Work to complete: Look over the entries that follow and work out how many lines contain "screenshot". State the number only.

Pages as source code:
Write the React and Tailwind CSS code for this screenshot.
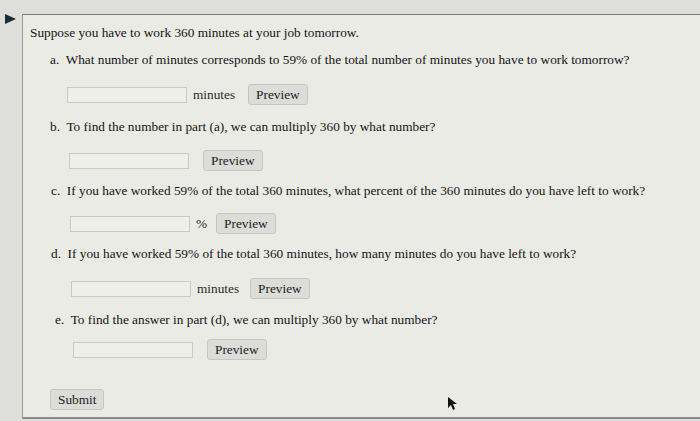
import React from "react";

const serif = { fontFamily: '"Liberation Serif", "Times New Roman", serif' };

function Input({ cls = "" }) {
  return (
    <div className={"h-[16px] w-[120px] border border-[#c9c9c5] bg-[#eeeeea] " + cls} />
  );
}

function Btn({ children, cls = "" }) {
  return (
    <div
      className={
        "flex h-[21px] items-center justify-center rounded-[3px] border border-[#c6c6c2] bg-[#dcdcd8] px-[7px] text-[13.3px] text-[#222] " +
        cls
      }
    >
      {children}
    </div>
  );
}

export default function App() {
  return (
    <div
      className="relative flex h-[421px] w-[700px] overflow-hidden bg-[#dededa] text-[#141414]"
      style={serif}
    >
      <div className="w-[22px] shrink-0 pt-[14px] pl-[5px]">
        <svg width="11" height="10" viewBox="0 0 11 10">
          <polygon points="0,0 11,5 0,10" fill="#1f2a38" />
        </svg>
      </div>
      <div className="mt-[14px] mb-[2px] flex flex-1 flex-col border-t-[1.5px] border-l-[1.5px] border-b-[2px] border-t-[#7d7d7a] border-l-[#9a9a96] border-b-[#8a8a90] bg-[#ebebe6] pl-[7px] text-[13.3px] leading-[18px]">
        <div className="mt-[9px]">Suppose you have to work 360 minutes at your job tomorrow.</div>

        <div className="mt-[9px] pl-[20px]">
          a.&nbsp; What number of minutes corresponds to 59% of the total number of minutes you have to work tomorrow?
        </div>
        <div className="mt-[15px] flex items-center pl-[37px]">
          <Input />
          <span className="ml-[6px] text-[#2a2a2a]">minutes</span>
          <Btn cls="ml-[13px]">Preview</Btn>
        </div>

        <div className="mt-[13px] pl-[20px]">
          b.&nbsp; To find the number in part (a), we can multiply 360 by what number?
        </div>
        <div className="mt-[14px] flex items-center pl-[39px]">
          <Input />
          <Btn cls="ml-[14px]">Preview</Btn>
        </div>

        <div className="mt-[11px] pl-[21px]">
          c.&nbsp; If you have worked 59% of the total 360 minutes, what percent of the 360 minutes do you have left to work?
        </div>
        <div className="mt-[13px] flex items-center pl-[40px]">
          <Input />
          <span className="ml-[6px] text-[#2a2a2a]">%</span>
          <Btn cls="ml-[9px]">Preview</Btn>
        </div>

        <div className="mt-[11px] pl-[21px]">
          d.&nbsp; If you have worked 59% of the total 360 minutes, how many minutes do you have left to work?
        </div>
        <div className="mt-[15px] flex items-center pl-[41px]">
          <Input />
          <span className="ml-[6px] text-[#2a2a2a]">minutes</span>
          <Btn cls="ml-[11px]">Preview</Btn>
        </div>

        <div className="mt-[12px] pl-[25px]">
          e.&nbsp; To find the answer in part (d), we can multiply 360 by what number?
        </div>
        <div className="mt-[10px] flex items-center pl-[43px]">
          <Input />
          <Btn cls="ml-[14px]">Preview</Btn>
        </div>

        <div className="mt-[29px] flex pl-[20px]">
          <Btn cls="h-[20px] px-[6px] text-[12.5px]">Submit</Btn>
        </div>
      </div>
      <svg
        className="absolute left-[448px] top-[397px]"
        width="10"
        height="15"
        viewBox="0 0 10 15"
      >
        <polygon points="0,0 0,11 3,8 5,13 7,12 5,7 9,7" fill="#111" />
      </svg>
    </div>
  );
}
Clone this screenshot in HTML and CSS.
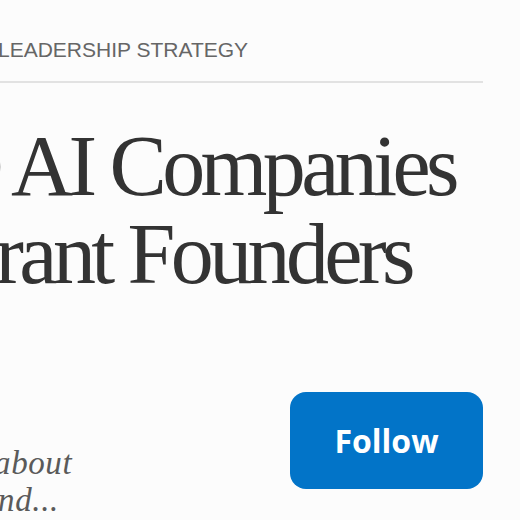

Response to this task: 2